Since the optimization problem is solved at low resolution, the question of whether the low-resolution solution is equivalent to solving at full resolution (which is intractable due to the sheer size of the mapping matrix). Given that the PSF of the LEDs is well-approximated by gaussians, which are very well-behaved when downsampled, it seems unlikely that the low-resolution optimization would introduce noticeable error into the procedure. However, this has not been confirmed experimentally.

Finally, there is the question of how to produce the mapping matrix M. For this, and for performing quantitative comparisons of encoder output, the HDR simulator was written. It is described in the next section

HDR display simulator

When writing an encoder for any system, is it important to be able to validate its functioning as well as quantify its performance. While the BrightSide HDR display itself could be used for validation, it cannot easily be used for quantifying encoder performance, especially outside of subjective image similarity comparisons. And during development of an algorithm, requiring constant access to the HDR display can become cumbersome. For those reasons, the HDR display simulator was written. By default, it uses analytic approximations to the display parameters used by disp14enc, but it can be given alternate values for such parameters as LED/LCD response curves, LED PSFs, and the LED positions.

The simulator reads in an encoded framebuffer, such as the ones created by disp14enc or hdrEnc, described above. It then extracts the LED drive values, and uses the LED response curve to map frame buffer values to actual drive values. It creates a point-light version of the backlight by placing LED values in the right places on the hexagonal backlight grid. The point-source image is then convolved with the LED PSF to create the actual backlight luminance pattern. Finally, tinting factors are used to weight the output color of the LEDs slightly to the yellow.

Like the LED values, the LCD image is mapped through the LCD response curve. Notably, the minimum possible value for LCD output is 0.52, and the maximum is 217.7, giving a maximum contrast ratio of 418:1, which is the also the maximum local contrast ratio for the display.

Then, the LED backlight image is multiplied together with the LCD panel image to create the final output luminance pattern. It is then normalized to the empirically measured output brightness of the display, so that the display with only one lit LED and set to 150 (framebuffer value), and with the LCD set to 255 gives an output luminance of 256 cd/m^2.

For quantitative comparisons of encoders, the simulator can be used to generate the actual resulting luminance pattern on the display, which can be compared to the input HDR image. This requires normalizing the images to some common measure, since the simulator outputs physically meaningful units, and the input HDR images are typically not in any particular unit.

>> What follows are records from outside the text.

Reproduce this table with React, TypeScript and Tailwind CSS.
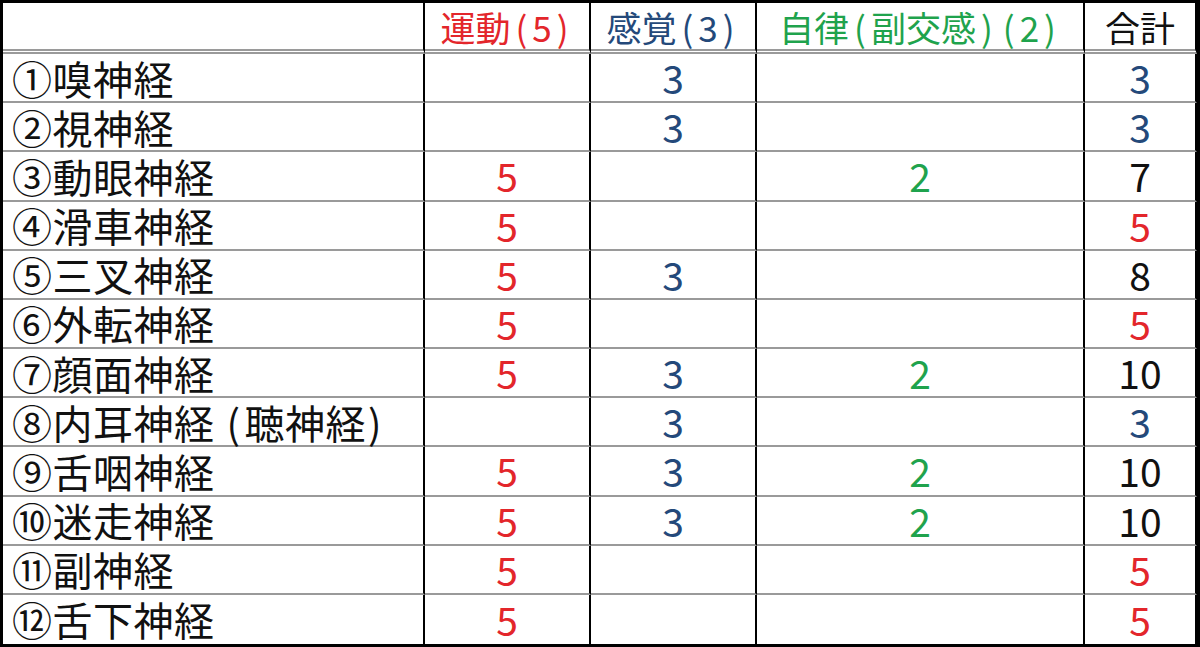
const RED = "text-[#e3262b]";
const BLUE = "text-[#24497a]";
const GREEN = "text-[#1fa34d]";
const BLACK = "text-[#111]";

type Row = {
  no: string;
  name: string;
  alt?: string;
  motor?: number;
  sensory?: number;
  auto?: number;
  total: number;
  totalColor: string;
};

const ROWS: Row[] = [
  { no: "①", name: "嗅神経", sensory: 3, total: 3, totalColor: BLUE },
  { no: "②", name: "視神経", sensory: 3, total: 3, totalColor: BLUE },
  { no: "③", name: "動眼神経", motor: 5, auto: 2, total: 7, totalColor: BLACK },
  { no: "④", name: "滑車神経", motor: 5, total: 5, totalColor: RED },
  { no: "⑤", name: "三叉神経", motor: 5, sensory: 3, total: 8, totalColor: BLACK },
  { no: "⑥", name: "外転神経", motor: 5, total: 5, totalColor: RED },
  { no: "⑦", name: "顔面神経", motor: 5, sensory: 3, auto: 2, total: 10, totalColor: BLACK },
  { no: "⑧", name: "内耳神経", alt: "聴神経", sensory: 3, total: 3, totalColor: BLUE },
  { no: "⑨", name: "舌咽神経", motor: 5, sensory: 3, auto: 2, total: 10, totalColor: BLACK },
  { no: "⑩", name: "迷走神経", motor: 5, sensory: 3, auto: 2, total: 10, totalColor: BLACK },
  { no: "⑪", name: "副神経", motor: 5, total: 5, totalColor: RED },
  { no: "⑫", name: "舌下神経", motor: 5, total: 5, totalColor: RED },
];

const FONT = "font-['Noto_Sans_CJK_JP','Noto_Sans_CJK_SC',sans-serif]";

// Excel-like proportional brackets: a little air on each side
function P({ c }: { c: string }) {
  return <span className="mx-[5px]">{c}</span>;
}

const HEAD = "border-r-2 border-r-black border-b-[5px] border-b-[#9a9a9a] border-double flex items-center justify-center text-[35px] leading-none";
const CELL = "border-r-2 border-r-black flex items-center justify-center text-[39px] leading-none";

export default function App() {
  return (
    <div className={`w-[1200px] h-[647px] bg-white ${FONT}`}>
      <div className="border-[3px] border-black h-full grid grid-cols-[422px_166px_166px_328px_1fr] grid-rows-[51px_repeat(12,1fr)]">
        {/* HEADER */}
        <div className={HEAD} />
        <div className={`${HEAD} ${RED}`}>
          運動<P c="(" />5<P c=")" />
        </div>
        <div className={`${HEAD} ${BLUE}`}>
          感覚<P c="(" />3<P c=")" />
        </div>
        <div className={`${HEAD} ${GREEN}`}>
          自律<P c="(" />副交感<P c=")" /><P c="(" />2<P c=")" />
        </div>
        <div className={`${HEAD} border-r-0 ${BLACK}`}>合計</div>

        {/* ROWS */}
        {ROWS.map((r, i) => {
          const bottom = i < ROWS.length - 1 ? "border-b-2 border-b-[#9a9a9a]" : "";
          return (
            <div key={r.no} className="contents">
              <div className={`border-r-2 border-r-black ${bottom} flex items-center pl-[9px] text-[40px] leading-[1.1] tracking-[0.5px] whitespace-nowrap ${BLACK}`}>
                {r.no + r.name}
                {r.alt && (
                  <>
                    <span className="ml-[12px] mr-[4px]">(</span>
                    {r.alt}
                    <span className="ml-[2px]">)</span>
                  </>
                )}
              </div>
              <div className={`${CELL} ${bottom} ${RED}`}>{r.motor ?? ""}</div>
              <div className={`${CELL} ${bottom} ${BLUE}`}>{r.sensory ?? ""}</div>
              <div className={`${CELL} ${bottom} ${GREEN}`}>{r.auto ?? ""}</div>
              <div className={`${CELL} border-r-0 ${bottom} ${r.totalColor}`}>{r.total}</div>
            </div>
          );
        })}
      </div>
    </div>
  );
}
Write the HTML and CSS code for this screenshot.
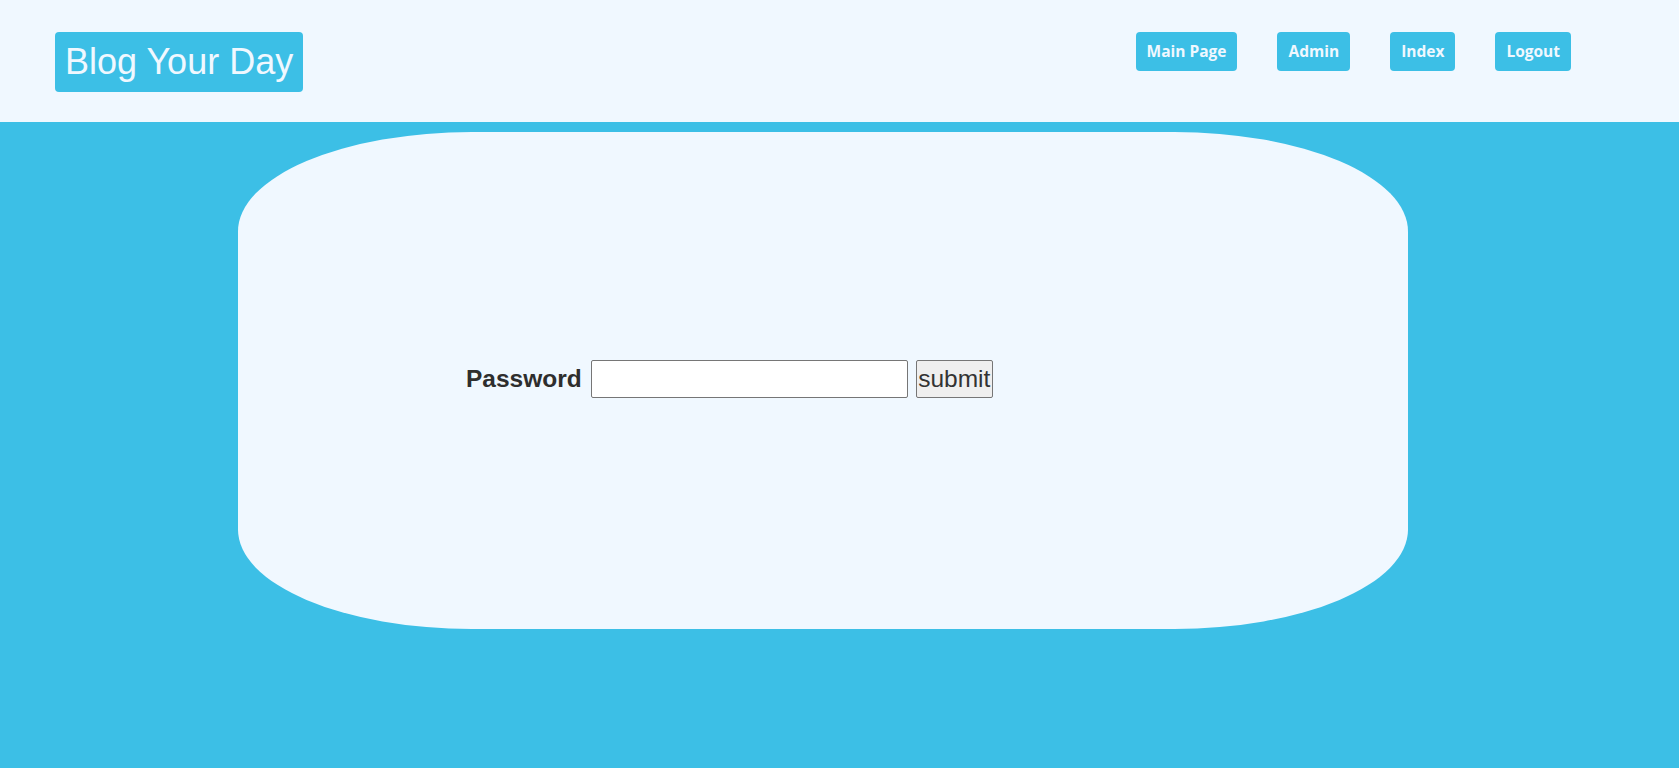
FILE: index.html
```html
<!DOCTYPE html>
<html lang="en">
<head>
<meta charset="utf-8">
<title>Blog Your Day</title>
<link rel="stylesheet" href="styles.css">
</head>
<body>
<header class="site-header">
  <a class="logo" href="#">Blog Your Day</a>
  <nav class="nav">
    <a class="nav-btn" href="#">Main Page</a>
    <a class="nav-btn" href="#">Admin</a>
    <a class="nav-btn" href="#">Index</a>
    <a class="nav-btn" href="#">Logout</a>
  </nav>
</header>
<main class="main">
  <section class="card">
    <form class="login-form">
      <label class="pw-label" for="pw">Password</label>
      <input class="pw-input" id="pw" type="password">
      <button class="submit-btn" type="button">submit</button>
    </form>
  </section>
</main>
</body>
</html>
```

FILE: styles.css
```css
html, body {
  margin: 0;
  padding: 0;
}
body {
  background: #3cbfe6;
  font-family: "Liberation Sans", Arial, sans-serif;
  min-height: 768px;
}
.site-header {
  background: #f0f8ff;
  height: 122px;
  box-sizing: border-box;
  padding: 32px 108px 0 55px;
  display: flex;
  justify-content: space-between;
  align-items: flex-start;
}
.logo {
  display: block;
  background: #3cbfe6;
  color: #f0f8ff;
  text-decoration: none;
  font-size: 36px;
  line-height: 40px;
  padding: 10px;
  border-radius: 4px;
}
.nav {
  display: flex;
  gap: 40px;
}
.nav-btn {
  display: block;
  background: #3cbfe6;
  color: #f0f8ff;
  text-decoration: none;
  font-family: "Open Sans", sans-serif;
  font-weight: 700;
  font-size: 15.5px;
  line-height: 19px;
  padding: 10px 11px;
  border-radius: 4px;
}
.main {
  padding-top: 10px;
}
.card {
  margin-left: 238px;
  width: 1170px;
  height: 497px;
  box-sizing: border-box;
  background: #f0f8ff;
  border-radius: 20%;
  display: flex;
  align-items: center;
  padding-left: 228px;
}
.login-form {
  display: flex;
  align-items: center;
  margin-top: -3px;
}
.pw-label {
  font-weight: 700;
  font-size: 24.5px;
  color: #2e2e2e;
  margin-right: 9px;
}
.pw-input {
  width: 317px;
  height: 38px;
  box-sizing: border-box;
  border: 1px solid #767676;
  border-radius: 2px;
  background: #fff;
  margin: 0 8px 0 0;
  padding: 1px 4px;
  font-size: 24px;
}
.submit-btn {
  height: 38px;
  width: 77px;
  box-sizing: border-box;
  border: 1px solid #767676;
  border-radius: 2px;
  background: #efefef;
  color: #333;
  font-family: "Liberation Sans", Arial, sans-serif;
  font-size: 24.5px;
  line-height: 28px;
  padding: 0;
  margin: 0;
}
```
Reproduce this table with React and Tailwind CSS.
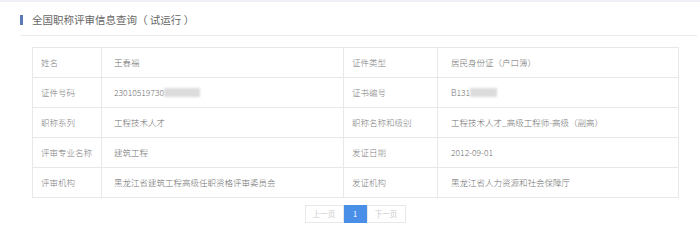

The simulator was also used to generate the mapping matrix M for the convex optimizer. As the matrix describes how each LED drive value maps to the complete backlight light distribution, it can be synthesized with one call to the simulator per LED. For each call, the LCD is set to fully transmissive, and only one LED is turned on. The simulator output image is then downsampled to fit the ideal backlight image dimensions, and then converted to a vector that represents a single row of the M matrix. Generating the matrix is time-consuming, taking roughly 30 minutes, so it is precalculated and simply loaded by the encoder when needed.

The simulator is intended to be flexible to allow better measurements of the display's parameters to be plugged in once they become available, and the script to regenerate the mapping matrix is also included with it to allow M to be recalculated to be more accurate.